— Start —

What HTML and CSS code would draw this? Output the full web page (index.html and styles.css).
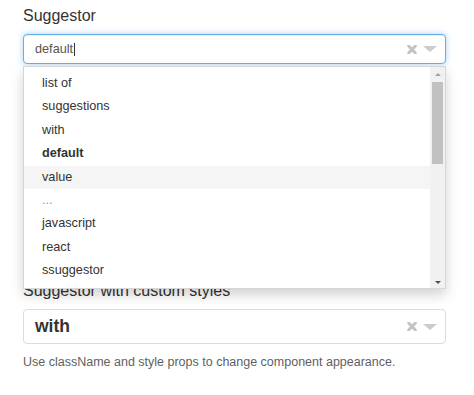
FILE: index.html
```html
<!DOCTYPE html>
<html lang="en">
<head>
<meta charset="utf-8">
<title>Suggestor</title>
<link rel="stylesheet" href="styles.css">
</head>
<body>
<div class="page">
  <section class="example">
    <label class="label">Suggestor</label>
    <div class="suggestor">
      <div class="control focused">
        <span class="value">default<span class="cursor"></span></span>
        <span class="icons">
          <svg class="clear" width="10" height="9" viewBox="0 0 10 9"><path d="M1.6 1.1 L8.4 7.9 M8.4 1.1 L1.6 7.9" stroke="#c2c2c2" stroke-width="2.8" stroke-linecap="round" fill="none"/></svg>
          <svg class="toggle" width="14" height="6" viewBox="0 0 14 6"><polygon points="0,0 14,0 7,6" fill="#cccccc"/></svg>
        </span>
      </div>
      <div class="menu">
        <ul class="list">
          <li class="item">list of</li>
          <li class="item">suggestions</li>
          <li class="item">with</li>
          <li class="item strong">default</li>
          <li class="item active">value</li>
          <li class="item muted">...</li>
          <li class="item">javascript</li>
          <li class="item">react</li>
          <li class="item">ssuggestor</li>
          <li class="item">component</li>
          <li class="item">autocomplete</li>
          <li class="item">select</li>
          <li class="item">input</li>
          <li class="item">list</li>
        </ul>
        <div class="scrollbar">
          <span class="sb-button"><span class="arrow up"></span></span>
          <span class="thumb"></span>
          <span class="sb-track"></span>
          <span class="sb-button"><span class="arrow down"></span></span>
        </div>
      </div>
    </div>
  </section>

  <section class="example custom">
    <label class="label">Suggestor with custom styles</label>
    <div class="suggestor">
      <div class="control">
        <span class="value">with</span>
        <span class="icons">
          <svg class="clear" width="10" height="9" viewBox="0 0 10 9"><path d="M1.6 1.1 L8.4 7.9 M8.4 1.1 L1.6 7.9" stroke="#c2c2c2" stroke-width="2.8" stroke-linecap="round" fill="none"/></svg>
          <svg class="toggle" width="14" height="6" viewBox="0 0 14 6"><polygon points="0,0 14,0 7,6" fill="#cccccc"/></svg>
        </span>
      </div>
    </div>
    <p class="help">Use className and style props to change component appearance.</p>
  </section>
</div>
</body>
</html>
```

FILE: styles.css
```css
body {
  margin: 0;
  background: #fff;
  color: #333;
  font-family: "Liberation Sans", Arial, Helvetica, sans-serif;
}

.page {
  padding: 6px 28px 0 23px;
}

.label {
  display: block;
  font-size: 16px;
  line-height: 20px;
  margin-bottom: 8px;
  color: #333;
}

.suggestor {
  position: relative;
}

.control {
  display: flex;
  align-items: center;
  height: 30px;
  box-sizing: border-box;
  padding: 0 8px 0 11px;
  border: 1px solid #d6d6d6;
  border-radius: 4px;
  background: #fff;
}

.control.focused {
  border-color: #66afe9;
  box-shadow: inset 0 1px 1px rgba(0, 0, 0, .075), 0 0 6px rgba(102, 175, 233, .55);
}

.value {
  flex: 1;
  display: flex;
  align-items: center;
  font-size: 12.7px;
  color: #555;
  white-space: nowrap;
}

.cursor {
  display: inline-block;
  width: 0;
  height: 13px;
  border-left: 1px solid #333;
  margin-left: 1px;
}

.icons {
  display: flex;
  align-items: center;
  gap: 6px;
}

.icons svg {
  display: block;
}

.menu {
  position: absolute;
  top: 32px;
  left: 0;
  right: 0;
  height: 223px;
  box-sizing: border-box;
  display: flex;
  border: 1px solid rgba(0, 0, 0, .16);
  background: #fff;
  box-shadow: 0 6px 12px rgba(0, 0, 0, .175);
  overflow: hidden;
  z-index: 10;
}

.list {
  flex: 1;
  margin: 0;
  padding: 5px 0 0;
  list-style: none;
  overflow: hidden;
}

.item {
  padding-left: 18px;
  line-height: 23.4px;
  height: 23.4px;
  font-size: 12.7px;
  color: #333;
  white-space: nowrap;
}

.item.strong {
  font-weight: bold;
}

.item.active {
  background: #f5f5f5;
}

.item.muted {
  color: #9a9a9a;
}

.scrollbar {
  width: 15px;
  display: flex;
  flex-direction: column;
  background: #f1f1f1;
}

.sb-button {
  height: 15px;
  display: flex;
  align-items: center;
  justify-content: center;
}

.arrow {
  width: 0;
  height: 0;
  border-left: 3px solid transparent;
  border-right: 3px solid transparent;
}

.arrow.up {
  border-bottom: 3.5px solid #a3a3a3;
}

.arrow.down {
  border-top: 3.5px solid #505050;
  margin-top: 3px;
}

.thumb {
  height: 82px;
  margin: 0 2px;
  background: #c1c1c1;
}

.sb-track {
  flex: 1;
}

.custom {
  margin-top: 217px;
}

.custom .control {
  height: 35px;
  border-color: #dcdcdc;
}

.custom .value {
  font-size: 17.5px;
  font-weight: bold;
  color: #333;
}

.help {
  margin: 10px 0 0;
  font-size: 12.5px;
  line-height: 17px;
  color: #5f5f5f;
}
```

— End —

* Work to do
Collect the lines of the data that carry the word "index".

* Solution
What HTML and CSS code would draw this? Output the full web page (index.html and styles.css).
FILE: index.html
  z-index: 10;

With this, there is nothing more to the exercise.